Напористый тон смял последние колебания. Сложенный вчетверо листок, торопливо протянутый воспитателю, гарантировал мальчишке посадочное место в его первом загородном путешествии. Марья Андреевна сунула Юрке собранные наспех скудные пожитки и подтолкнула к провожатым…

Едва замок щелкнул, силы покинули её. Проблема, как зудящая короста, отпала с её души, но под сброшенной коркой обнажилась рана еще сильнее. Хотелось всё забыть, разогнать страшный сон радужными перспективами и уже сегодня начать жизнь заново. Увы, без прошлого не бывает ни настоящего, ни будущего. Там, в наших вчерашних страданиях и радостях – тени нас сегодняшних, и разрыв с частью самого себя куда болезненней, чем мучения, которые несет наша греховная целостность.

Юрка никогда не узнает о материнских самоистязаниях и поселившейся на веки вечные саднящей боли в её сердце. Да и что ему с того мазохизма? Не всё он искупает, а душевной боли мальчишке и своей не занимать.

Его втолкнули в глухую будку автозака, разбитую на десять обособленных крошечных кабинок, отдаленно напоминающих шкафчики в раздевалке школьного спортзала, втиснули в ближайший от двери отсек и забыли. Пахло железом и чем-то неизвестным, отбивающим охоту к дорожным шалостям. Кичливые надписи, нацарапанные на переборках, ничего не объяснили, тем более что их контекст выходил за рамки школьной программы русского языка и литературы. И даже если бы Юрку уведомили, что в этих «стаканах» развозят уголовников по судам, ИВС, тюрьмам и зонам, понял ли бы он в какое болото попал, – неизвестно, но то, что знакомство с чуждым миром получит продолжение – не сомневался. Наитие редко его обманывало. Едва мальчишка ступил в удушливый сумрак и облекся в металлический скафандр, сшитый на вырост, убежденность в не случайности примерки крепко засела в сознании и будоражила смелые детские фантазии…

Громыхая, машина рваными тошнотворными зигзагами выбралась из вязкого городского потока, набрала на шоссе приличную скорость и минут сорок занудно мычала, надрывая слабенький двигатель.
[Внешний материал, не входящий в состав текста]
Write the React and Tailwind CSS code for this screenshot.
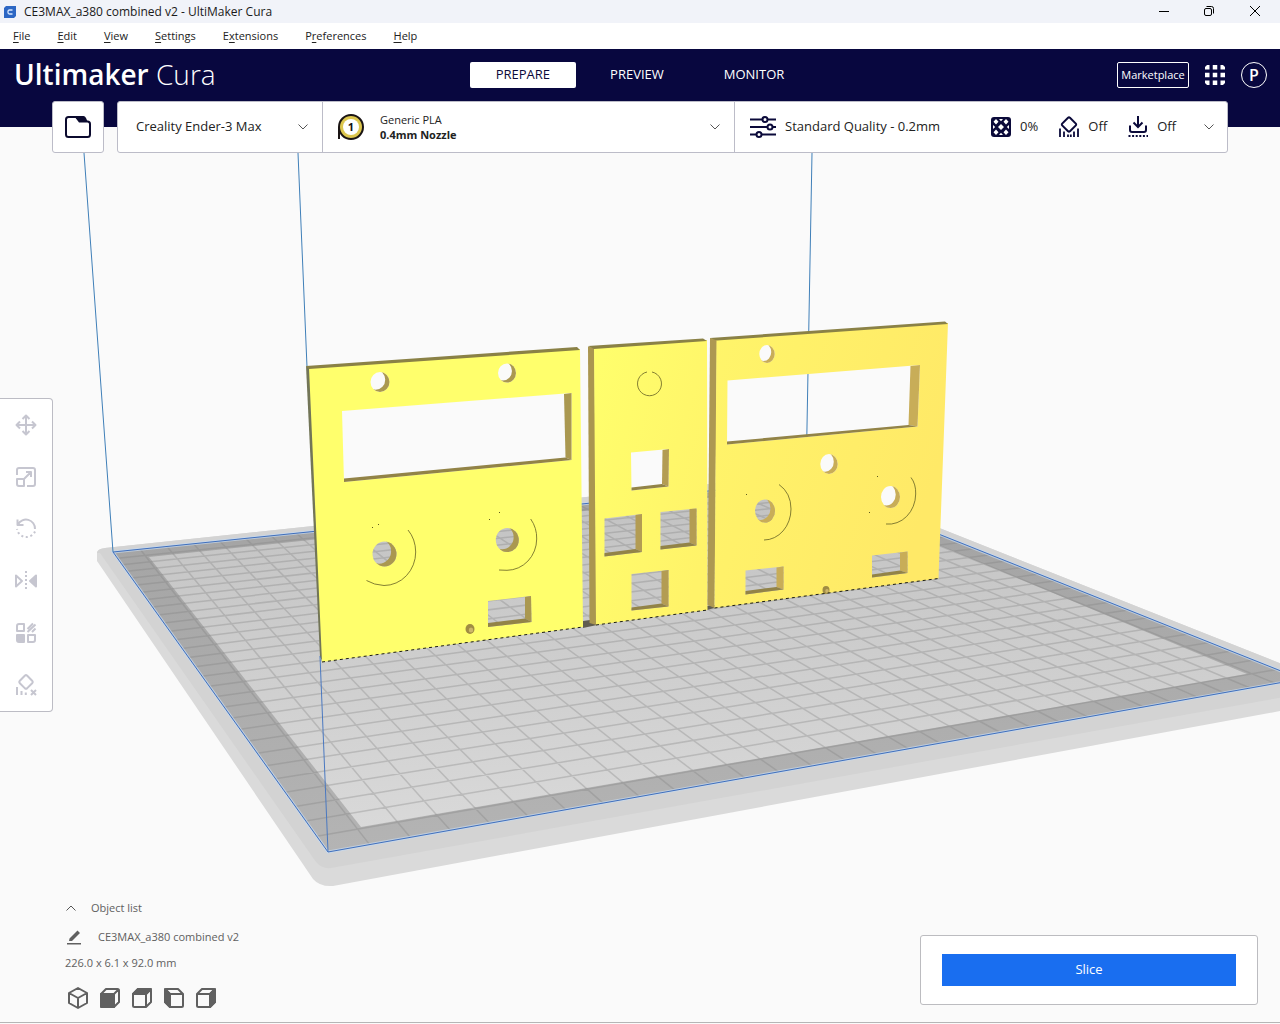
import React from "react";

/* ---------- build plate geometry ---------- */

const BED = [
  [113, 552],
  [806, 481],
  [1301, 679],
  [328, 852],
];

// Projective map from the unit square to the plate's four corners.
function projector([p0, p1, p2, p3]) {
  const dx1 = p1[0] - p2[0];
  const dx2 = p3[0] - p2[0];
  const sx = p0[0] - p1[0] + p2[0] - p3[0];
  const dy1 = p1[1] - p2[1];
  const dy2 = p3[1] - p2[1];
  const sy = p0[1] - p1[1] + p2[1] - p3[1];
  const det = dx1 * dy2 - dx2 * dy1;
  const g = (sx * dy2 - dx2 * sy) / det;
  const h = (dx1 * sy - sx * dy1) / det;
  const a = p1[0] - p0[0] + g * p1[0];
  const b = p3[0] - p0[0] + h * p3[0];
  const d = p1[1] - p0[1] + g * p1[1];
  const e = p3[1] - p0[1] + h * p3[1];
  return (u, v) => {
    const w = g * u + h * v + 1;
    return [(a * u + b * v + p0[0]) / w, (d * u + e * v + p0[1]) / w];
  };
}

const project = projector(BED);
const CELLS = 30;
const seg = (p, q) => `M${p[0].toFixed(1)} ${p[1].toFixed(1)}L${q[0].toFixed(1)} ${q[1].toFixed(1)}`;
const gridPath = Array.from({ length: CELLS - 1 }, (_, i) => {
  const t = (i + 1) / CELLS;
  return seg(project(t, 0), project(t, 1)) + seg(project(0, t), project(1, t));
}).join("");

/* ---------- model geometry ---------- */

const poly = (pts) => "M" + pts.map((p) => p.join(" ")).join("L") + "Z";
const oval = ([cx, cy, rx, ry]) =>
  `M${cx - rx} ${cy}A${rx} ${ry} 0 1 0 ${cx + rx} ${cy}A${rx} ${ry} 0 1 0 ${cx - rx} ${cy}Z`;

// Each pocket: outer corners (tl, tr, br, bl), then the inner corners of its walls (top, bottom) and the left floor edge.
const PANELS = [
  {
    fill: "#ffff6c",
    wall: "#aa9850",
    face: [[309, 368], [580, 349], [583, 627], [322, 662]],
    top: [[306, 366], [577, 347], [580, 350], [309, 369]],
    side: [[306, 366], [310, 368], [323, 662], [320, 657]],
    sideFill: "#727557",
    pockets: [
      { o: [[342, 411], [571.5, 393], [571.5, 460], [344, 482]], i: [[564, 394], [565.5, 457.5], [344, 478.5]] },
      { o: [[488, 601], [531, 596], [531.5, 622], [488, 627]], i: [[525, 597], [525, 618.5], [488, 623]] },
    ],
    bores: [[380, 382, 9.5, 10], [507, 373, 9, 9.5], [384.5, 554, 12, 12.5], [507.3, 540, 11.5, 12]],
    pins: [[470, 629, 4.5, 5]],
    arcs: "M408 530Q415.5 539 415.7 552A31.7 33.5 0 0 1 384 585.5Q374 585 366.5 580.5M530.7 519Q537 528 536.7 539A30 31.5 0 0 1 507 570.3L499 570",
    dots: [[372, 527], [378, 524], [489, 519], [499, 512]],
  },
  {
    fill: "url(#mid)",
    wall: "#b39c53",
    face: [[594, 348], [707, 340], [707.5, 610], [596, 625]],
    top: [[588, 346], [703, 338.5], [707, 341], [594, 349]],
    side: [[588, 346.5], [594.5, 348], [596.5, 625], [589.5, 623]],
    sideFill: "#aa9650",
    pockets: [
      { o: [[631, 452.5], [669, 449], [668.5, 486.5], [631.5, 490.5]], i: [[662.5, 450], [662, 484], [631.5, 487.5]] },
      { o: [[604.5, 518.5], [642, 514], [642, 552], [604.5, 556.5]], i: [[635.5, 515], [635.5, 549], [604.5, 553]] },
      { o: [[660.5, 512], [696.5, 508.5], [696.5, 545.5], [660.5, 549.5]], i: [[689.5, 509], [689.5, 542.5], [660.5, 546]] },
      { o: [[631.5, 574], [668.5, 570], [668.5, 606.5], [631.5, 610.5]], i: [[661.5, 571], [661.5, 603.5], [631.5, 607.5]] },
    ],
    bores: [],
    pins: [],
    arcs: "M652 372A12 12 0 1 1 647 372",
    dots: [],
  },
  {
    fill: "url(#right)",
    wall: "#c8ad58",
    face: [[716.5, 339], [948, 323], [938.5, 578.5], [714.5, 608]],
    top: [[710, 338], [945, 321.5], [948, 324], [717, 340.5]],
    side: [[710, 338], [717, 339], [714.5, 608], [707.5, 605]],
    sideFill: "#ad9852",
    pockets: [
      { o: [[727.5, 380.5], [920, 365], [917.5, 426.5], [727, 444.5]], i: [[910.5, 366], [908.5, 425], [727, 441.5]] },
      { o: [[745.5, 570.5], [783.5, 566.5], [783.5, 589.5], [745.5, 594.5]], i: [[776.5, 567.5], [776.5, 587], [745.5, 591]] },
      { o: [[872, 555.5], [907.5, 551.5], [907.5, 573], [872, 577.5]], i: [[900, 552.5], [900, 570.5], [872, 574.5]] },
    ],
    bores: [[767, 354, 7.7, 9], [829, 464, 8.7, 10], [765, 511, 10, 11.5], [890.5, 497, 9.5, 11]],
    pins: [[826, 590, 3.5, 4]],
    arcs: "M779 484.5Q791 493 791 509A27 31 0 0 1 764 540M911 477.5Q916 484 915.7 494A27 30.5 0 0 1 886 524",
    dots: [[877, 476], [869, 512], [746, 494]],
  },
];

function Panel({ panel, index }) {
  const holes = panel.pockets.map((p) => poly(p.o)).join("") + panel.bores.map(oval).join("");
  const [, , br, bl] = panel.face;
  return (
    <g>
      <path d={poly(panel.side)} fill={panel.sideFill} />
      <path d={poly(panel.face) + holes} fill={panel.fill} fillRule="evenodd" />
      <path d={poly(panel.top)} fill="#8a8146" />
      {panel.pockets.map(({ o, i }, k) => (
        <g key={k}>
          <path d={poly([i[0], o[1], o[2], i[1]])} fill={panel.wall} />
          <path d={poly([i[2], i[1], o[2], o[3]])} fill="#928347" />
        </g>
      ))}
      {panel.bores.map(([cx, cy, rx, ry], k) => (
        <g key={k}>
          <clipPath id={`bore-${index}-${k}`}>
            <ellipse cx={cx} cy={cy} rx={rx} ry={ry} />
          </clipPath>
          <path
            clipPath={`url(#bore-${index}-${k})`}
            d={`M${cx - 20} ${cy - 20}h40v40h-40Z` + oval([cx - rx * 0.45, cy - ry * 0.22, rx, ry])}
            fillRule="evenodd"
            fill={panel.wall}
          />
        </g>
      ))}
      {panel.pins.map(([cx, cy, rx, ry], k) => (
        <g key={k}>
          <ellipse cx={cx} cy={cy} rx={rx} ry={ry} fill="#a08c43" />
          <ellipse cx={cx + 1} cy={cy + 1} rx={rx / 2} ry={ry / 2} fill="#cdb66a" />
        </g>
      ))}
      <path d={panel.arcs} fill="none" stroke="#6f6a28" strokeWidth="1" strokeOpacity="0.85" />
      {panel.dots.map(([x, y]) => (
        <rect key={`${x}-${y}`} x={x} y={y} width="1" height="1" fill="#5f5b20" />
      ))}
      <path d={seg(bl, br)} stroke="#1b1b12" strokeDasharray="3 3" fill="none" />
    </g>
  );
}

function Scene() {
  return (
    <svg
      className="absolute inset-0 h-full w-full"
      viewBox="0 127 1280 895"
      preserveAspectRatio="xMidYMid slice"
      aria-hidden="true"
    >
      <defs>
        <linearGradient id="mid" x1="0" y1="0" x2="1" y2="0.7">
          <stop offset="0" stopColor="#ffff6c" />
          <stop offset="1" stopColor="#fff369" />
        </linearGradient>
        <linearGradient id="right" x1="0" y1="0" x2="1" y2="0.4">
          <stop offset="0" stopColor="#fff56a" />
          <stop offset="1" stopColor="#ffe967" />
        </linearGradient>
        <linearGradient id="plate" x1="0" y1="0" x2="0" y2="1">
          <stop offset="0" stopColor="#c2c2c2" />
          <stop offset="1" stopColor="#d9d9d9" />
        </linearGradient>
        <linearGradient id="border" x1="0" y1="0" x2="0" y2="1">
          <stop offset="0" stopColor="#a2a2a2" />
          <stop offset="1" stopColor="#b4b4b4" />
        </linearGradient>
      </defs>
      <path d="M97 553Q97 549 105 548L795 475Q803 474 811 477L1340 687V700L333 886Q320 887 313 879L97 561Z" fill="#dadada" />
      <path d="M97 553Q97 549 105 548L795 475Q803 474 811 477L1340 687L331 868Q322 869 316 862L100 553Z" fill="#d3d3d3" />
      <path d={poly(BED)} fill="url(#border)" />
      <path d="M149 557L802 488L1247 674L361 827Z" fill="url(#plate)" />
      <path d={gridPath} stroke="#808080" strokeOpacity="0.32" strokeWidth="1.5" fill="none" />
      <path d={poly(BED)} fill="none" stroke="#c6d9ee" strokeWidth="3" strokeOpacity="0.7" />
      <path d={poly(BED)} fill="none" stroke="#3f6fbd" />
      <path d="M84 153L113 552M298 153L307 367M812 153L806 481" fill="none" stroke="#3f7fb8" />
      <path d="M583 621L590 620L597 625L583 628ZM706 606L715 605L714 608L707 610Z" fill="#605d50" />
      {PANELS.map((p, i) => (
        <Panel key={i} panel={p} index={i} />
      ))}
      <path d="M320 656L328 852" fill="none" stroke="#4a78c0" />
    </svg>
  );
}

/* ---------- icons ---------- */

function Icon({ size = "h-6 w-6", children, ...rest }) {
  return (
    <svg
      viewBox="0 0 24 24"
      className={`${size} shrink-0`}
      fill="none"
      stroke="currentColor"
      strokeWidth="2"
      strokeLinejoin="round"
      aria-hidden="true"
      {...rest}
    >
      {children}
    </svg>
  );
}

const Chevron = ({ up }) => (
  <svg viewBox="0 0 10 6" className="h-[6px] w-[10px] shrink-0" fill="none" stroke="#555" aria-hidden="true">
    <path d={up ? "M0.5 5.5L5 1L9.5 5.5" : "M0.5 0.5L5 5L9.5 0.5"} />
  </svg>
);

const FolderIcon = () => (
  <svg viewBox="0 0 26 22" className="h-[22px] w-[26px]" fill="none" stroke="#0b0a2e" strokeWidth="2" aria-hidden="true">
    <path d="M1 18.5V3.5Q1 1 3.5 1H11L14.5 5.5H22.5Q25 5.5 25 8V18.5Q25 21 22.5 21H3.5Q1 21 1 18.5Z" />
    <path d="M9 0H18.5Q20 0 21 2L22.5 5.5H14.5Z" fill="#0b0a2e" stroke="none" />
  </svg>
);

const SpoolIcon = () => (
  <svg viewBox="0 0 28 28" className="h-7 w-7 shrink-0" aria-hidden="true">
    <path d="M2 26V14" stroke="#1a1414" strokeWidth="2" />
    <circle cx="14" cy="14" r="12" fill="#dcc64e" stroke="#1a1414" strokeWidth="2" />
    <circle cx="14" cy="14" r="8" fill="#fff" />
    <text x="14" y="18" textAnchor="middle" fontSize="11" fontWeight="700" fill="#111" className="font-['Noto_Sans',sans-serif]">
      1
    </text>
  </svg>
);

const SlidersIcon = () => (
  <svg viewBox="0 0 28 22" className="h-[22px] w-7 shrink-0" fill="none" stroke="#0b0a3a" strokeWidth="2" aria-hidden="true">
    <path d="M1 3.500H13M19 3.500H27M1 11H18M24 11H27M1 18.500H7M13 18.500H27" />
    <circle cx="16" cy="3.500" r="2.500" />
    <circle cx="21" cy="11" r="2.500" />
    <circle cx="10" cy="18.500" r="2.500" />
  </svg>
);

const InfillIcon = () => (
  <svg viewBox="0 0 20 20" className="h-5 w-5 shrink-0" aria-hidden="true">
    <rect width="20" height="20" rx="3" fill="#0b0a3a" />
    <path
      fill="#fff"
      d="M10 7L13 10L10 13L7 10ZM5 2L7.5 4.7L5 7.5L2.5 4.7ZM15 2L17.5 4.7L15 7.5L12.5 4.7ZM5 12.5L7.5 15.3L5 18L2.5 15.3ZM15 12.5L17.5 15.3L15 18L12.5 15.3ZM8 2H12L10 4.2ZM8 18H12L10 15.8ZM2 8V12L4.2 10ZM18 8V12L15.8 10Z"
    />
  </svg>
);

const SupportIcon = () => (
  <svg viewBox="0 0 20 22" className="h-[22px] w-5 shrink-0" fill="none" stroke="#0b0a3a" strokeWidth="2" aria-hidden="true">
    <path d="M9 1.8Q10 1 11 1.8L16.8 7.6Q17.5 8.5 16.8 9.4L11 15.2Q10 16 9 15.2L3.2 9.4Q2.5 8.5 3.2 7.6Z" />
    <path d="M1 21V12.5M5 21V15.5M9 21V18.5M11.8 21V18.5M15 21V15.5M19 21V12.5" strokeWidth="1.8" />
  </svg>
);

const AdhesionIcon = () => (
  <svg viewBox="0 0 20 22" className="h-[22px] w-5 shrink-0" fill="none" stroke="#0b0a3a" strokeWidth="2" aria-hidden="true">
    <path d="M10 0V10.5M5.5 6.5L10 11L14.5 6.5M2 9.5V14Q2 16 4 16H16Q18 16 18 14V9.5" />
    <path d="M0.5 20H20" strokeDasharray="2 1.6" />
  </svg>
);

const SIDE_TOOLS = [
  [
    "Move",
    <>
      <path d="M12 3V21M3 12H21" />
      <path d="M8.500 6L12 2.500L15.500 6M8.500 18L12 21.500L15.500 18M6 8.500L2.500 12L6 15.500M18 8.500L21.500 12L18 15.500" />
    </>,
  ],
  [
    "Scale",
    <>
      <path d="M3 10V5Q3 3 5 3H19Q21 3 21 5V19Q21 21 19 21H13" />
      <path d="M3 14H10V21H5Q3 21 3 19ZM10 14L17 7M12 7H17V12" />
    </>,
  ],
  [
    "Rotate",
    <>
      <path d="M3.500 2.500V8H9.500M4 7.500A9 9 0 0 1 21 12" />
      <path d="M21 14.5A9.5 9.5 0 0 1 3 12" strokeDasharray="2 2.6" />
    </>,
  ],
  [
    "Mirror",
    <>
      <path d="M2 6.5V17.5L8 12Z" />
      <path d="M22 6.5V17.5L16 12Z" fill="currentColor" />
      <path d="M12 2V22" strokeDasharray="2 2" />
    </>,
  ],
  [
    "Per model settings",
    <>
      <path d="M3 10V5Q3 3 5 3H10V10ZM14 14H21V19Q21 21 19 21H14Z" />
      <path d="M3 14H10V21H5Q3 21 3 19Z" fill="currentColor" />
      <path d="M13.500 8L19 2.500M13.500 11L21.500 3.500M18 11L21.500 7.500" />
    </>,
  ],
  [
    "Support blocker",
    <>
      <path d="M11 2.5Q12 1.7 13 2.5L18.4 8Q19.2 9 18.4 10L13 15.4Q12 16.2 11 15.4L5.6 10Q4.8 9 5.6 8Z" />
      <path d="M3 22V14M7.5 22V18M11.8 22V19.5" />
      <path d="M17 17L22 22M22 17L17 22" />
    </>,
  ],
];

const CUBE = "M3 8L8 3H19.5Q21 3 21 4.5V16L16 21H4.5Q3 21 3 19.5ZM3 8H16V21M16 8L21 3";
const VIEWS = [
  ["3D view", <path key="a" d="M12 2L21 7V17L12 22L3 17V7ZM3 7L12 12L21 7M12 12V22" />],
  ["Front view", <React.Fragment key="b"><path d={CUBE} /><path d="M3 8H16V21H3Z" fill="currentColor" /></React.Fragment>],
  ["Top view", <React.Fragment key="c"><path d={CUBE} /><path d="M3 8L8 3H21L16 8Z" fill="currentColor" /></React.Fragment>],
  ["Left view", <React.Fragment key="d"><path d="M21 8L16 3H4.500Q3 3 3 4.500V16L8 21H19.500Q21 21 21 19.500ZM21 8H8V21M8 8L3 3" /><path d="M3 3L8 8V21L3 16Z" fill="currentColor" /></React.Fragment>],
  ["Right view", <React.Fragment key="e"><path d={CUBE} /><path d="M21 3L16 8V21L21 16Z" fill="currentColor" /></React.Fragment>],
];

/* ---------- page ---------- */

const MENU = [
  ["", "F", "ile"],
  ["", "E", "dit"],
  ["", "V", "iew"],
  ["", "S", "ettings"],
  ["E", "x", "tensions"],
  ["P", "r", "eferences"],
  ["", "H", "elp"],
];

function TitleBar() {
  return (
    <div className="flex h-[23px] items-center bg-[#f1f3f9] pl-[4px] text-[12px] text-[#1a1a1a]">
      <svg viewBox="0 0 12 12" className="h-3 w-3" aria-hidden="true">
        <path d="M2 0H12V10L10 12H0V2Z" fill="#2d67c4" />
        <path d="M8.500 4H5.500Q4 4 4 5.500V6.500Q4 8 5.500 8H8.500" fill="none" stroke="#d8e8ff" strokeWidth="1.300" />
      </svg>
      <span className="ml-2 flex-1">CE3MAX_a380 combined v2 - UltiMaker Cura</span>
      <div className="flex h-full items-center pr-[1px] pb-[2px] text-black">
        <button aria-label="Minimize" className="flex w-[45px] justify-center">
          <svg viewBox="0 0 10 10" className="h-[10px] w-[10px]" stroke="currentColor"><path d="M0 5.500H10" /></svg>
        </button>
        <button aria-label="Restore" className="flex w-[45px] justify-center">
          <svg viewBox="0 0 10 10" className="h-[10px] w-[10px]" fill="none" stroke="currentColor">
            <rect x="0.500" y="2.500" width="7" height="7" rx="1.500" />
            <path d="M2.500 0.500H7.500Q9.500 0.500 9.500 2.500V7.500" />
          </svg>
        </button>
        <button aria-label="Close" className="flex w-[48px] justify-center">
          <svg viewBox="0 0 10 10" className="h-[10px] w-[10px]" stroke="currentColor"><path d="M0 0L10 10M10 0L0 10" /></svg>
        </button>
      </div>
    </div>
  );
}

function Header() {
  return (
    <header className="grid h-[78px] grid-cols-[1fr_auto_1fr] items-start bg-[#08073f] text-white">
      <h1 className="pt-[6px] pl-[14px] text-[28px] leading-[38px] font-light">
        <span className="font-semibold">Ultimaker</span> Cura
      </h1>
      <nav className="mt-[13px] flex gap-2 text-[13px]">
        <button className="h-[26px] rounded-[2px] bg-white px-[26px] text-[#0b0a3a]">PREPARE</button>
        <button className="h-[26px] px-[26px]">PREVIEW</button>
        <button className="h-[26px] px-[26px]">MONITOR</button>
      </nav>
      <div className="mt-[13px] flex items-center justify-end gap-4 pr-[13px]">
        <button className="h-[26px] w-[72px] rounded-[2px] border border-white text-[11px]">Marketplace</button>
        <button aria-label="Applications">
          <svg viewBox="0 0 20 20" className="h-5 w-5" fill="#fff" aria-hidden="true">
            <path d="M2 0H4.500V4.500H0V2ZM7.750 0H12.250V4.500H7.750ZM15.500 0H18L20 2V4.500H15.500ZM0 7.750H4.500V12.250H0ZM7.750 7.750H12.250V12.250H7.750ZM15.500 7.750H20V12.250H15.500ZM0 15.500H4.500V20H2L0 18ZM7.750 15.500H12.250V20H7.750ZM15.500 15.500H20V18L18 20H15.500Z" />
          </svg>
        </button>
        <button aria-label="Account" className="flex h-[26px] w-[26px] items-center justify-center rounded-full border border-white text-[16px] font-semibold">
          P
        </button>
      </div>
    </header>
  );
}

function StageBar() {
  return (
    <div className="relative mx-[52px] -mt-[26px] flex h-[52px] gap-[13px] text-[13px] text-[#222]">
      <button aria-label="Open file" className="flex w-[52px] items-center justify-center rounded-[3px] border border-[#bcbcc8] bg-white">
        <FolderIcon />
      </button>
      <div className="grid flex-1 grid-cols-[204fr_412fr_493fr] rounded-[3px] border border-[#bcbcc8] bg-white">
        <button className="flex items-center justify-between pr-[14px] pl-[18px]">
          Creality Ender-3 Max
          <Chevron />
        </button>
        <button className="flex items-center border-l border-[#bcbcc8] pr-[14px] pl-[14px] text-left">
          <SpoolIcon />
          <span className="ml-[15px] flex-1 text-[11px] leading-[15px]">
            <span className="block">Generic PLA</span>
            <span className="block font-bold">0.4mm Nozzle</span>
          </span>
          <Chevron />
        </button>
        <button className="flex items-center border-l border-[#bcbcc8] pr-[13px] pl-[14px] text-left">
          <SlidersIcon />
          <span className="ml-2 flex-1">Standard Quality - 0.2mm</span>
          <InfillIcon />
          <span className="mr-[21px] ml-[9px]">0%</span>
          <SupportIcon />
          <span className="mr-[21px] ml-[9px]">Off</span>
          <AdhesionIcon />
          <span className="mr-7 ml-[9px]">Off</span>
          <Chevron />
        </button>
      </div>
    </div>
  );
}

export default function App() {
  return (
    <div className="flex min-h-screen flex-col bg-[#fafafa] font-['Open_Sans','Noto_Sans',sans-serif]">
      <TitleBar />
      <nav className="flex h-[26px] items-center gap-[27px] bg-white pl-[13px] text-[11px] text-[#222]">
        {MENU.map(([a, b, c]) => (
          <button key={a + b + c}>
            {a}
            <span className="underline underline-offset-2">{b}</span>
            {c}
          </button>
        ))}
      </nav>
      <Header />
      <main className="relative flex flex-1 flex-col border-b border-[#b5b5b5]">
        <Scene />
        <StageBar />
        <div className="relative mt-[245px] flex w-[53px] flex-col rounded-r-[4px] border border-l-0 border-[#bcbcc4] bg-white text-[#c6c6d0]">
          {SIDE_TOOLS.map(([label, drawing]) => (
            <button key={label} aria-label={label} className="flex h-[52px] items-center justify-center">
              <Icon>{drawing}</Icon>
            </button>
          ))}
        </div>
        <div className="relative mt-auto flex items-end justify-between pr-[22px] pb-[17px] pl-[65px]">
          <div className="-mb-[5px] text-[11px] text-[#606060]">
            <button className="flex h-7 items-center gap-[15px] pl-[1px]">
              <Chevron up />
              Object list
            </button>
            <button className="flex h-[30px] items-center gap-4 pl-[1px]">
              <svg viewBox="0 0 16 16" className="h-4 w-4" fill="currentColor" aria-hidden="true">
                <path d="M1 14H15V15.500H1ZM3 12L3.500 9.500L11.500 1.500L14 4L6 12Z" />
              </svg>
              CE3MAX_a380 combined v2
            </button>
            <p className="leading-[22px]">226.0 x 6.1 x 92.0 mm</p>
            <div className="mt-3 flex gap-2 pl-[1px]">
              {VIEWS.map(([label, drawing]) => (
                <button key={label} aria-label={label}>
                  <Icon>{drawing}</Icon>
                </button>
              ))}
            </div>
          </div>
          <div className="w-[338px] rounded-[3px] border border-[#bcbcc0] bg-white px-[21px] py-[18px]">
            <button className="h-8 w-full bg-[#196ef0] text-[13px] text-white">Slice</button>
          </div>
        </div>
      </main>
      <div className="h-[1px]" />
    </div>
  );
}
Вскоре, на шестьдесят седьмом километре, где трасса делала резкий поворот к зеленеющему поодаль леску, воронок рискованно накренился и, благополучно приняв устойчивое положение, съехал с асфальта на размокшие после ночного дождика ухабы. До интерната оставалось рукой подать, когда неуклюжего ублюдка отечественного автомобилестроения подбросило на рытвине, и пенсионных годков мотор, прочихав заупокойную о давным-давно отработанном ресурсе, преспокойно отошел к уаттовским праотцам.

Сопровождающий выпрыгнул из кабины и громко выматерился. Лязгнула решетка. Огромным ключом, смахивающим на дверную ручку, конвоир разгерметизировал вонючий отсек и сострил:

– Что, сопляк, взмок? Чухай, каково житие-бытие наших зеков. Будешь плохо себя вести – всю жизнь прокатаешься в таком ландо, от одного централа к другому.

Юрка, боясь пошевельнуться, затаил дыхание.

– А ну, выходи! – скомандовал шутник вжавшемуся в угол пацану. – Вещи оставить!